Using basic math, it is easy to see that there is NO WAY our current debt could possibly be paid without a drastic decrease in its value. I’m not talking about 10-20% but more likely 90-95%. How sure are you that the company, city, state or nation that you lent your hard-earned money to will pay you back? Even if they do pay you what value will you actually be receiving? My guess is FAR less than you bargained for.

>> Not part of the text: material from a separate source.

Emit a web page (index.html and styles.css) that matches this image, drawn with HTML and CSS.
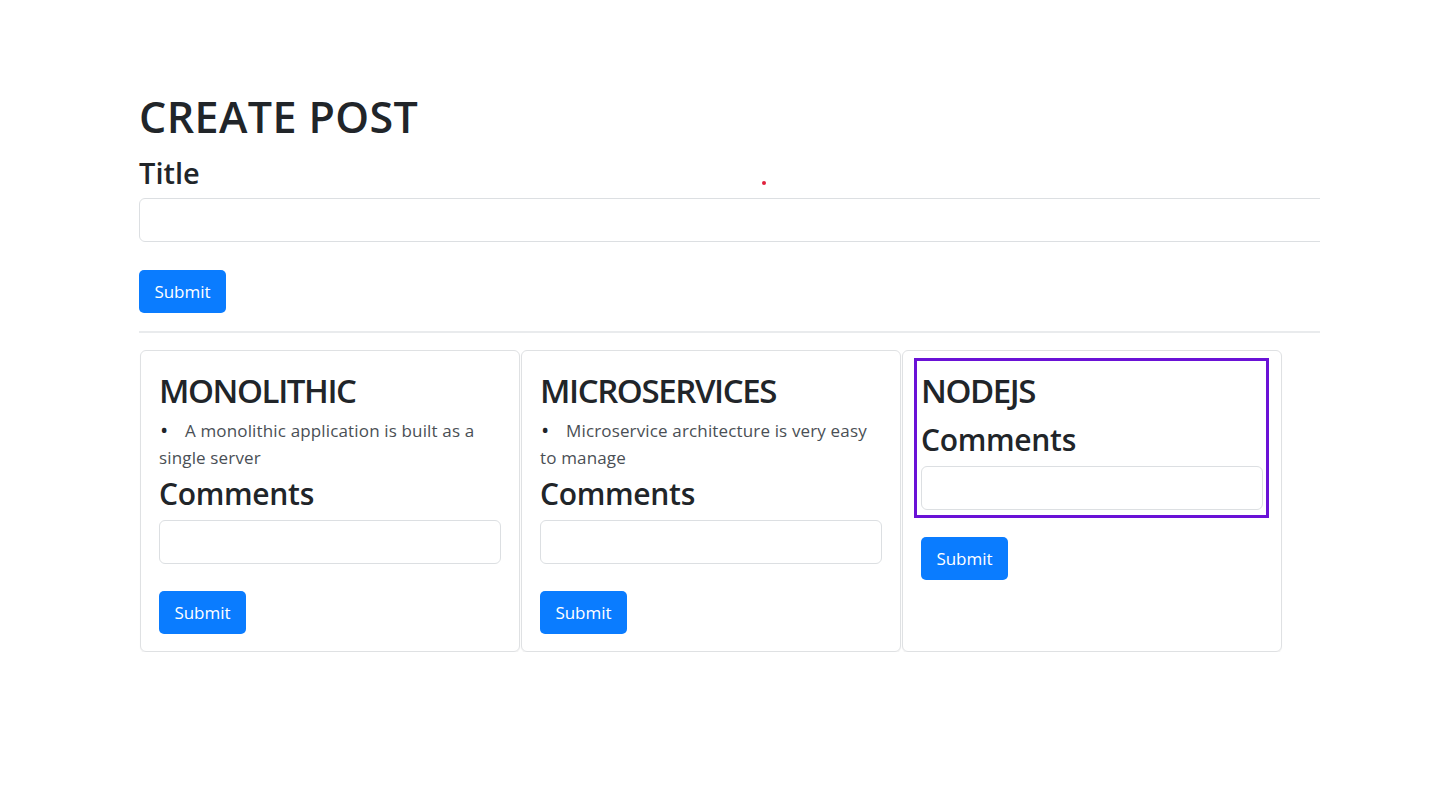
FILE: index.html
```html
<!DOCTYPE html>
<html>
<head>
<meta charset="utf-8">
<link rel="stylesheet" href="styles.css">
</head>
<body>
<div class="page">
  <h1 class="page-title">CREATE POST</h1>
  <form class="create-form">
    <label class="form-label">Title</label>
    <div class="clip">
      <input class="field field-wide" type="text">
    </div>
    <button class="btn" type="button">Submit</button>
  </form>
  <hr class="divider">
  <div class="cards">
    <div class="card">
      <h2 class="card-title">MONOLITHIC</h2>
      <ul class="points">
        <li>A monolithic application is built as a single server</li>
      </ul>
      <h3 class="comments-title">Comments</h3>
      <input class="field" type="text">
      <button class="btn" type="button">Submit</button>
    </div>
    <div class="card">
      <h2 class="card-title">MICROSERVICES</h2>
      <ul class="points">
        <li>Microservice architecture is very easy to manage</li>
      </ul>
      <h3 class="comments-title">Comments</h3>
      <input class="field" type="text">
      <button class="btn" type="button">Submit</button>
    </div>
    <div class="card card-highlight">
      <h2 class="card-title">NODEJS</h2>
      <ul class="points"></ul>
      <h3 class="comments-title">Comments</h3>
      <input class="field" type="text">
      <button class="btn" type="button">Submit</button>
      <div class="highlight"></div>
    </div>
  </div>
  <span class="dot"></span>
</div>
</body>
</html>
```
FILE: styles.css
```css
html, body {
  margin: 0;
  padding: 0;
  background: #ffffff;
}
body {
  font-family: "Open Sans", "Noto Sans", sans-serif;
  color: #212529;
}
.page {
  position: relative;
  width: 1181px;
  padding: 91px 0 0 139px;
}
.page-title {
  margin: 0;
  font-size: 43px;
  font-weight: 600;
  line-height: 52px;
  letter-spacing: 0.4px;
}
.create-form {
  display: flex;
  flex-direction: column;
  align-items: flex-start;
}
.form-label {
  font-size: 29px;
  font-weight: 600;
  line-height: 38px;
  margin-top: 11px;
  margin-bottom: 6px;
}
.clip {
  width: 100%;
  overflow: hidden;
}
.field {
  display: block;
  box-sizing: border-box;
  height: 44px;
  width: 100%;
  border: 1px solid #dcdfe2;
  border-radius: 6px;
  background: #fff;
  margin: 0;
  padding: 0 12px;
}
.field-wide {
  width: calc(100% + 20px);
}
.btn {
  display: inline-block;
  box-sizing: border-box;
  height: 43px;
  width: 87px;
  margin-top: 28px;
  background: #0a7cff;
  color: #fff;
  border: none;
  border-radius: 5px;
  font-family: "Open Sans", "Noto Sans", sans-serif;
  font-size: 17px;
  padding: 0;
}
.divider {
  margin: 18px 0 0 0;
  border: none;
  border-top: 2px solid #e9ebed;
  height: 0;
}
.cards {
  display: flex;
  gap: 1px;
  margin-top: 17px;
  margin-left: 1px;
}
.card {
  position: relative;
  box-sizing: border-box;
  width: 380px;
  height: 302px;
  border: 1px solid #dfe1e3;
  border-radius: 6px;
  padding: 19px 18px 0 18px;
  display: flex;
  flex-direction: column;
  align-items: flex-start;
  box-shadow: 0 1px 1px rgba(0,0,0,0.06);
}
.card-title {
  margin: 0;
  font-size: 33px;
  font-weight: 600;
  line-height: 42px;
  letter-spacing: -1.4px;
}
.points {
  list-style: none;
  margin: 0;
  padding: 0;
  font-size: 17px;
  line-height: 27px;
  letter-spacing: 0.15px;
  color: #4a4f55;
}
.points li {
  padding-top: 5px;
  margin-bottom: -5px;
}
.points li::before {
  content: "\2022";
  display: inline-block;
  width: 26px;
  padding-left: 1px;
  box-sizing: border-box;
  font-size: 22px;
  line-height: 0;
  vertical-align: -1px;
  color: #212529;
}
.comments-title {
  margin: 8px 0 6px 0;
  font-size: 30px;
  font-weight: 600;
  line-height: 40px;
  letter-spacing: -0.3px;
}
.card .btn {
  margin-top: 27px;
}
.highlight {
  position: absolute;
  left: 11px;
  top: 7px;
  width: 355px;
  height: 160px;
  box-sizing: border-box;
  border: 3px solid #6a12d6;
}
.dot {
  position: absolute;
  left: 762px;
  top: 181px;
  width: 4px;
  height: 4px;
  border-radius: 50%;
  background: #e0203c;
}
```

Just one more reason for hard assets such as gold, silver, energy, etc. These assets have to be produced with labor. They can’t be conjured up at will AND most importantly I don’t have to count on someone else to honor their promise to pay because there is NO DEBT attached. In gold’s case it has a 5000 year history as money while ALL paper currencies have failed over time and manias come and go- from tulip bulbs to bitcoin. Whatever I could purchase for an ounce of gold 100 years ago I can purchase that or more today while I can’t say the same for our US dollar which has LOST 97% of its value in that time.
While it may be lucrative for a while to “invest” or trade in manias most end in tears. Enduring wealth has been transmitted through the centuries with art, real estate and gold. At this time the only item on this list that is on sale is gold. I am expecting a sale on the other items shortly. We’ll see.